Don’t worry though, athleticism and balance won’t be a requirement on the Valo, as computers do the hard work for you. The retractable carbon fiber hydrofoils feature active control surfaces that change angle and lift in real time.

Height sensors, accelerators, and rate gyros on the craft will keep the pitch and yaw stable throughout the flight. It’s a serious feat of engineering, and it’s no exaggeration to say that the Valo is equipped with semi-autonomous capabilities.

When we prodded Kearney that robots take the fun out of driving he revealed Boundary Layer’s plans for a “performance mode.” Experienced riders will be able to exercise more control, leaning into turns with connectedness like a motorcycle. The Valo even has a yoke, like an airplane — or Tesla Plaid — for directional control. It sounds like a phenomenal experience that we can’t wait to try!

Valo Hyperfoil
(Photo/Valo Hyperfoil)

But What If You Hit a Log?

Hydrofoiling craft are having a moment as marine transportation tries to decarbonize. Foils offer an order of magnitude of less energy consumption than conventional displacement hulls.

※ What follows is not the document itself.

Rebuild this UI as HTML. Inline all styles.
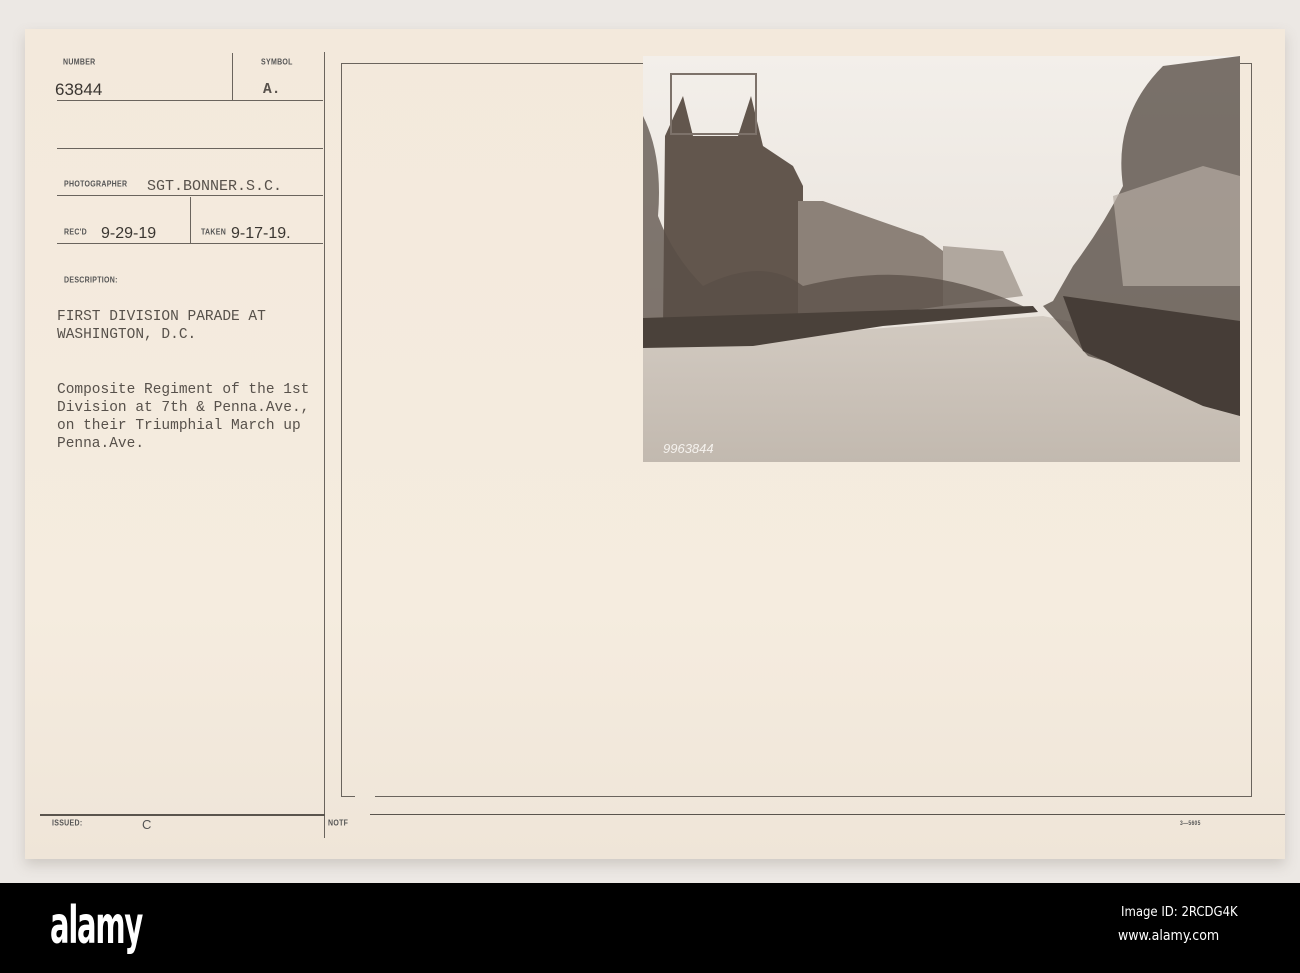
<!DOCTYPE html>
<html><head><meta charset="utf-8"><style>
body{margin:0;width:1300px;height:973px;background:#ece8e4;position:relative;overflow:hidden;font-family:"Liberation Mono",monospace;}
.card{position:absolute;left:25px;top:29px;width:1260px;height:830px;background:linear-gradient(180deg,#f3e9dc 0%,#f5ecdf 70%,#efe5d8 100%);box-shadow:0 6px 12px rgba(120,110,100,.25);}
.a{position:absolute;color:#3a3631;white-space:pre;}
.lbl{font-family:"Liberation Sans",sans-serif;font-size:7px;font-weight:bold;color:#555;letter-spacing:.3px;transform:scaleY(1.2);}
.t{font-size:14.5px;color:#57514b;}
.h{position:absolute;height:1px;background:#6a645d;}
.v{position:absolute;width:1px;background:#6a645d;}
.band{position:absolute;left:0;top:883px;width:1300px;height:90px;background:#000;}
</style></head><body>
<div class="card"></div>
<div class="h" style="left:57px;top:100px;width:266px"></div>
<div class="h" style="left:57px;top:148px;width:266px"></div>
<div class="h" style="left:57px;top:195px;width:266px"></div>
<div class="h" style="left:57px;top:243px;width:266px"></div>
<div class="v" style="left:232px;top:53px;height:47px"></div>
<div class="v" style="left:190px;top:197px;height:46px"></div>
<div class="v" style="left:324px;top:52px;height:786px"></div>
<div class="h" style="left:40px;top:814px;width:285px;height:2px;background:#5a544d"></div>
<div class="h" style="left:370px;top:814px;width:915px;background:#5a544d"></div>
<div style="position:absolute;left:341px;top:63px;width:909px;height:733px;border:1px solid #6a645d;border-bottom:none"></div>
<div class="h" style="left:341px;top:796px;width:14px"></div>
<div class="h" style="left:375px;top:796px;width:876px"></div>

<div class="a lbl" style="left:63px;top:59px">NUMBER</div>
<div class="a lbl" style="left:261px;top:59px">SYMBOL</div>
<div class="a" style="left:55px;top:80px;font-size:17px;font-family:'Liberation Sans',sans-serif">63844</div>
<div class="a t" style="left:263px;top:82px;font-weight:bold">A.</div>
<div class="a lbl" style="left:64px;top:181px">PHOTOGRAPHER</div>
<div class="a t" style="left:147px;top:178px;font-size:15px">SGT.BONNER.S.C.</div>
<div class="a lbl" style="left:64px;top:229px">REC'D</div>
<div class="a" style="left:101px;top:225px;font-size:16px;font-family:'Liberation Sans',sans-serif">9-29-19</div>
<div class="a lbl" style="left:201px;top:229px">TAKEN</div>
<div class="a" style="left:231px;top:225px;font-size:16px;font-family:'Liberation Sans',sans-serif">9-17-19.</div>
<div class="a lbl" style="left:64px;top:277px">DESCRIPTION:</div>
<div class="a t" style="left:57px;top:308px;line-height:18px">FIRST DIVISION PARADE AT
WASHINGTON, D.C.</div>
<div class="a t" style="left:57px;top:381px;line-height:18px">Composite Regiment of the 1st
Division at 7th &amp; Penna.Ave.,
on their Triumphial March up
Penna.Ave.</div>
<div class="a lbl" style="left:52px;top:820px">ISSUED:</div>
<div class="a" style="left:142px;top:817px;font-size:13px;font-family:'Liberation Sans',sans-serif;color:#555">C</div>
<div class="a lbl" style="left:328px;top:820px">NOTF</div>
<div class="a lbl" style="left:1180px;top:821px;font-size:5px">3—5605</div>

<svg style="position:absolute;left:643px;top:56px" width="597" height="406" viewBox="0 0 597 406">
<defs>
<linearGradient id="sky" x1="0" y1="0" x2="0" y2="1"><stop offset="0" stop-color="#f3efea"/><stop offset="1" stop-color="#e4ddd5"/></linearGradient>
<linearGradient id="road" x1="0" y1="0" x2="0" y2="1"><stop offset="0" stop-color="#d2cac1"/><stop offset="1" stop-color="#c2b9af"/></linearGradient>
</defs>
<rect width="597" height="406" fill="url(#sky)"/>
<path d="M0 290 L400 260 L597 300 L597 406 L0 406Z" fill="url(#road)"/>
<path d="M22 80 L40 40 L50 80 L95 80 L108 40 L120 90 L150 110 L160 130 L160 260 L20 270 Z" fill="#62564d"/>
<rect x="28" y="18" width="85" height="60" fill="none" stroke="#7d726a" stroke-width="2"/>
<path d="M155 145 L180 145 L280 180 L300 195 L300 250 L155 270Z" fill="#8c8178"/>
<path d="M300 190 L360 195 L380 240 L300 250Z" fill="#b0a79e"/>
<path d="M0 60 Q20 100 15 160 Q30 200 60 230 Q120 200 160 230 Q220 215 270 220 Q330 225 390 255 L0 290Z" fill="#5a4f47" opacity=".75"/>
<path d="M0 262 L390 250 L395 256 L240 270 L110 290 L0 292Z" fill="#4a413a"/>
<path d="M597 0 L520 10 Q470 60 480 130 Q460 170 430 210 L410 245 L400 250 L445 300 L560 335 L597 360Z" fill="#5a5049" opacity=".8"/>
<path d="M470 140 L560 110 L597 120 L597 230 L480 230Z" fill="#b5aba2" opacity=".7"/>
<path d="M420 240 L597 265 L597 360 L560 350 L440 295Z" fill="#463d37"/>
<text x="20" y="397" font-family="Liberation Sans,sans-serif" font-style="italic" font-size="13" fill="#f5f2ee">9963844</text>
</svg>

<div class="band"></div>
<div class="a" style="left:50px;top:896px;font-family:'DejaVu Sans Condensed','Liberation Sans',sans-serif;font-weight:bold;font-size:52px;color:#fff;letter-spacing:-2px;transform:scaleX(.62);transform-origin:left">alamy</div>
<div class="a" style="left:1121px;top:905px;font-family:'DejaVu Sans Condensed','Liberation Sans',sans-serif;font-size:13px;color:#fff">Image ID: 2RCDG4K</div>
<div class="a" style="left:1118px;top:928px;font-family:'DejaVu Sans Condensed','Liberation Sans',sans-serif;font-size:14px;color:#fff">www.alamy.com</div>
</body></html>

While attending the Electric & Hybrid Marine Expo in Houston in November, we spoke with the team behind Candela’s P-12 foiling ferry and asked the difficult question: What happens when you run into a log? As it turns out, the P-12 has already done this in the Puget Sound without any major damage. After a quick systems check they found no damage and their vessels have logged thousands of miles of service.

If the Valo were to hit the same object, however, the result would be much more dramatic. Kearney agreed and explained that safety is a top priority. The Valo will be designed to allow for a clean separation between the rider and the vehicle. While any light watercraft would not fare well in this situation, the high speeds of the Valo could be quite hazardous in an impact. When riding at high speeds, you’ll need appropriate safety gear such as an impact vest and a helmet.

Valo: Get in Line Now to Fly Soon

The Valo will enter prototype testing in early Q1 2023, with deliveries of “Founders Edition” vehicles scheduled for late 2023. You can get in line for one with a $1,000 refundable deposit.

When fully released in 2024, production models are expected to start at $59,000. While you can argue that it’s three times the cost of a well-optioned PWC, it’s also a fair price for a semi-autonomous speeder bike — for the water — that has zero emissions.

Valo Hyperfoil
(Photo/Valo Hyperfoil)

This is an undeniably ambitious product, but Boundary Layer has been perfecting its technology in the San Francisco Bay Area for the last 4 years. They’re backed by some of Silicon Valley’s most respected investors such as Y Combinator and Chris Sacca. If anyone can pull this off, we’d bet on Kearney and his team, and we can’t wait to see it fly.